One of the first known lots sold to an African-American was out of Outlot 55, Div­is­ion B, in what became known as Robertson Hill – which for blacks meant East 10th Street, north to Catalpa, south of East 12th, and from East Avenue (now northbound I-35) to Waller. A piece of the 21-acre lot called French Legation, it was sold to freedman Malick Wilson in December 1869.

Blacks were among the first to settle north of the Legation, but other ethnic enclaves could be found. Swedish, Irish, Italians, and especially Ger­mans settled throughout Austin's old east. Blacks living on the Eastside were not entirely safe from racist violence. African-American historian J. Mason Brew­er noted in An Historical Outline of the Negro in Travis County, "Although the ex-slave was now a freedman he was still confronted with problems. One of the gravest of these problems was the Nightriders Organization, composed of white men who threatened to harm negro landowners of rich and large tracts of land if they did not move out of the community."

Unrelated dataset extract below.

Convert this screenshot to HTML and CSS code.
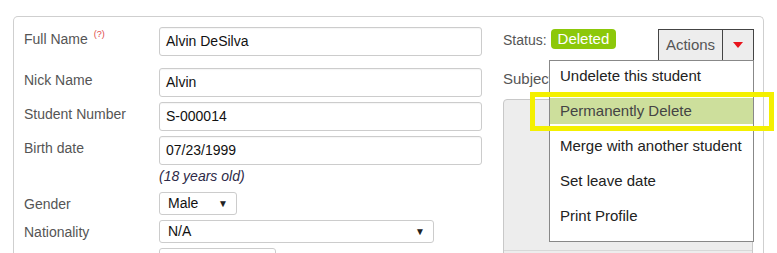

However, black businesses thrived in Austin, especially on the Eastside. Many stores, clubs, and restaurants sprung forth after the end of the Civil War. Masontown was a viable neighborhood. Two colleges were established – Samuel Huston College and Tillotson Collegiate and Normal Institute. (The two are now Huston-Tillotson Uni­ver­sity.) African-Americans had also settled, as peacefully as could be expected at the time, in Austin's south (Kincheonville and Breckenridge neighborhoods) and in the west (Wheatsville, Parksville, and what's still known as Clarksville.)

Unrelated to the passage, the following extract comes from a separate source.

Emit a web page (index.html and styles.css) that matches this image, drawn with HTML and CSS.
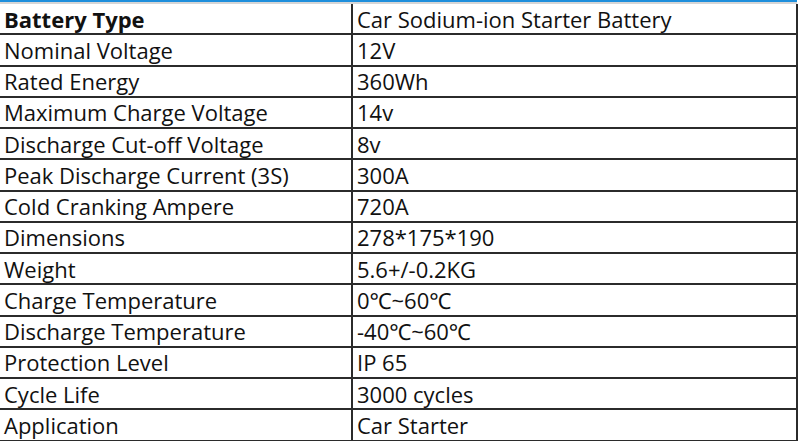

Clarksville, specifically, has a unique history. Founded by Charles Clark, who purchased two acres off West 10th Street in August 1871, Clarksville was the oldest surviving freedomtown west of the Mis­sis­sippi, and one of (at least) six communities in Austin for freedmen. Displacement of Clarksville's black residents dates back to the early 1900s. Blacks owned sizeable property from West Lynn to (present day) MoPac, which white speculators desired. For roughly two decades, they tried condemning the area as a health hazard, as the city of Austin had elected not to provide Clarksville (and other West Austin areas) with basic services.

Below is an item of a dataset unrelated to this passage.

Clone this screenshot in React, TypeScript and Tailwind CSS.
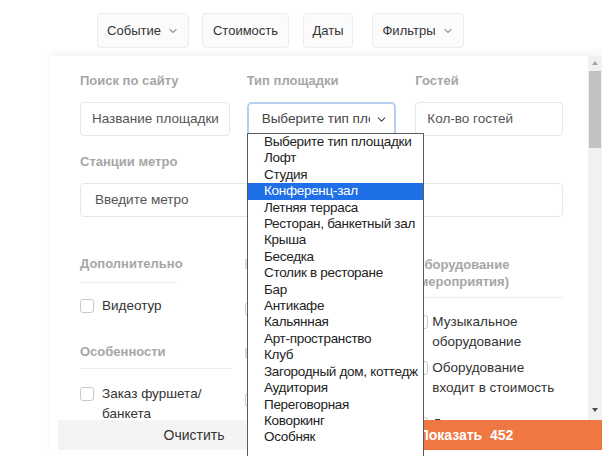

"I used to come here as a [Texas A&M University-Commerce] student. I remember streets in Parksville that weren't paved. I remember seeing houses in Clarksville that had outhouses – and I'm not 80 years old, and I didn't grow up here. We're talking about in my lifetime," emphasizes McMillan.

With Jim Crow-styled redlining already under way, 1928 saw the arrival of the city's Master Plan, a document crafted by Dallas-area engineering consultants Koch & Fowler – with the assistance of Austin-born architect Hugo Kuehne, who was incidentally named "Austin's Most Worthy Citizen" by the Austin Real Estate Board in 1954.

The plan accomplished two objectives. The first was the wholesale displacement of black residents, who were already being coerced away, from the west to east, over East Avenue. It reinforced the perception of East Austin as black Austin – synonymous to some with the wrong side of the tracks – precipitating white flight from the Eastside, and a subsequent reduction in city services.

Secondly, by placing the majority of African-Americans (and also Mexican-Americans) in one area, their tax dollars and votes were effectively boxed in, and thus easily controlled – a tactic that would have longstanding consequences. Running in tandem were national redefinitions of race, which led to white consolidation – suddenly Germans, Italians, Swedes, and Irish were considered Anglo-American.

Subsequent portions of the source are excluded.